The cultural history of the bagpipe in Britain, 1680-1840

Williams, Vivien Estelle January 2013 (has links)
Bagpipes and pipers, as cultural identifiers, are embedded within their national culture, charged with symbolisms. British authors have often viewed bagpipes as cultural icons, endowing them with connotations from devilish to virtuous, from rural to military. By analysing literary and artistic references one can perceive how the attitude towards the bagpipe changes with the evolution of Britain’s internal dynamics. Jacobitism contributed in casting a particular light on the bagpipe: it was the ‘voice of the rebellion’. In Scotland this constituted a reason for national pride, while in England the ‘common denominator’ of the Scot-enemy charged the bagpipe with the worst connotations.
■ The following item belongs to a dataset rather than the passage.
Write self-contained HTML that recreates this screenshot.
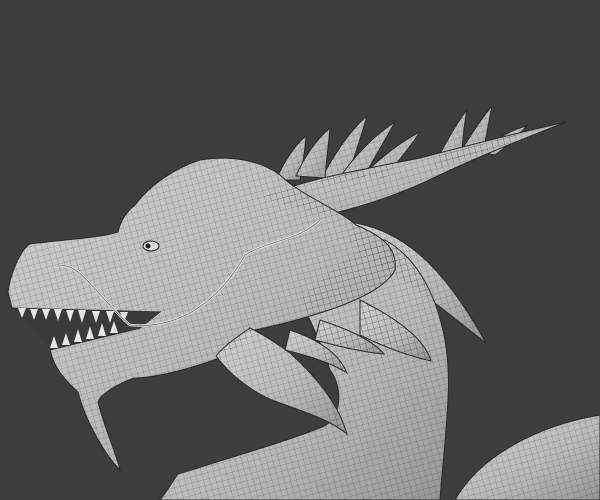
<!DOCTYPE html>
<html><head><meta charset="utf-8"><style>
html,body{margin:0;padding:0;background:#3d3d3d;width:600px;height:500px;overflow:hidden}
svg{display:block}
</style></head><body>
<svg width="600" height="500" viewBox="0 0 600 500" xmlns="http://www.w3.org/2000/svg">
<defs>
<linearGradient id="g" x1="0" y1="0" x2="1" y2="1">
<stop offset="0" stop-color="#d0d0d0"/><stop offset="0.6" stop-color="#b8b8b8"/><stop offset="1" stop-color="#959595"/>
</linearGradient>
<pattern id="grid" width="6" height="6" patternUnits="userSpaceOnUse" patternTransform="rotate(-15)">
<path d="M0 0H6M0 0V6" stroke="#333" stroke-width="0.5" fill="none" opacity="0.6"/>
</pattern>
<g id="shapes">
<!-- right body -->
<path d="M455 500 C480 455 540 425 600 415 L600 500 Z"/>
<!-- back horn -->
<path d="M350 222 C400 230 440 260 486 343 C450 315 420 290 395 275 C375 262 360 250 350 240 Z"/>
<!-- antler branches -->
<path d="M432 168 C445 145 455 125 467 110 C463 130 462 150 462 162 Z"/>
<path d="M455 160 C468 140 480 120 492 106 C488 125 485 145 482 155 Z"/>
<path d="M480 152 C495 140 510 130 527 126 C515 138 505 148 495 155 Z"/>
<path d="M318 186 C330 160 350 130 367 116 C360 140 352 165 345 182 Z"/>
<path d="M338 180 C355 155 375 135 395 122 C385 140 372 162 362 180 Z"/>
<path d="M360 178 C380 158 400 142 420 132 C408 150 395 165 385 178 Z"/>
<path d="M276 180 C285 160 295 145 306 136 C305 152 302 168 300 180 Z"/>
<path d="M296 176 C305 155 318 138 330 128 C328 148 326 165 325 178 Z"/>
<!-- main antler -->
<path d="M262 198 C300 180 360 170 420 158 C470 145 520 132 566 122 C520 140 470 160 425 182 C390 198 350 210 325 215 Z"/>
<!-- neck -->
<path d="M300 300 C340 260 370 240 385 240 C430 265 452 330 448 400 C446 440 442 470 440 500 L160 500 C168 490 172 482 178 474 C230 458 290 440 322 427 C340 420 345 390 330 370 C320 340 310 320 300 300 Z"/>
<!-- head -->
<path d="M8 292 C10 275 20 250 30 244 C60 240 100 238 118 232 C120 222 126 212 135 205 C150 185 175 168 200 160 C230 155 260 160 280 175 C300 195 340 210 356 225 C380 235 398 247 395 270 C380 300 300 320 255 330 C240 345 230 355 214 360 C180 372 150 378 134 378 C115 385 100 395 98 402 C105 430 115 450 120 470 C105 455 85 420 78 392 C65 380 55 370 50 350 L140 328 L160 312 L12 308 Z"/>
<!-- collar with big spike -->
<path d="M250 328 C235 338 222 348 216 356 C230 375 255 395 280 403 C305 412 330 420 347 434 C340 410 325 385 290 353 C275 342 262 334 250 328 Z"/>
<!-- spikes -->
<path d="M290 330 C320 340 340 355 347 373 C330 362 305 355 285 350 Z"/>
<path d="M320 320 C350 330 372 340 384 354 C360 352 335 345 315 340 Z"/>
<path d="M360 300 C400 320 425 340 431 361 C405 355 380 345 360 335 Z"/>
</g>
</defs>
<g fill="url(#g)" stroke="#2a2a2a" stroke-width="1"><use href="#shapes"/></g>
<g fill="url(#grid)"><use href="#shapes"/></g>
<!-- mouth interior -->
<path d="M14 308 L160 312 L140 328 L48 348 Z" fill="#3a3a3a"/>
<g fill="#e6e6e6">
<path d="M18 308 l4 10 l4 -10z M30 309 l4 11 l4 -11z M42 309 l4 11 l4 -11z M54 309 l4 12 l4 -12z M66 310 l4 12 l4 -12z M78 310 l4 13 l4 -13z M92 311 l4 12 l4 -12z M106 311 l4 12 l4 -12z M120 312 l4 10 l4 -10z"/>
<path d="M50 348 l4 -12 l4 12z M62 345 l4 -12 l4 12z M74 342 l4 -13 l4 13z M86 339 l4 -13 l4 13z M98 336 l4 -13 l4 13z M110 333 l4 -12 l4 12z"/>
</g>
<!-- whisker -->
<path d="M60 266 C80 262 100 300 130 325 C180 330 220 300 245 255 C270 240 300 240 320 220" fill="none" stroke="#e0e0e0" stroke-width="2.5"/>
<path d="M60 266 C80 262 100 300 130 325 C180 330 220 300 245 255 C270 240 300 240 320 220" fill="none" stroke="#555" stroke-width="0.6"/>
<!-- eye -->
<ellipse cx="151" cy="246" rx="8" ry="5" fill="#ddd" stroke="#222"/>
<circle cx="148" cy="246" r="2.5" fill="#222"/>
</svg>
</body></html>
After Jacobitism stopped being seen as a threat, authors and artists came to view the bagpipe in a different light: the once negative icon was now imbued with ancestral values. The Scot – and the bagpipe by synecdoche – was romanticised: as James Boswell wrote, “The very Highland names, or the sound of a bagpipe, will stir my blood, and fill me with [...] a crowd of sensations with which sober rationality has nothing to do” (1785). The words of many Romantic authors contributed in characterising the instrument, endowing it with implications the influence of which is still relevant today.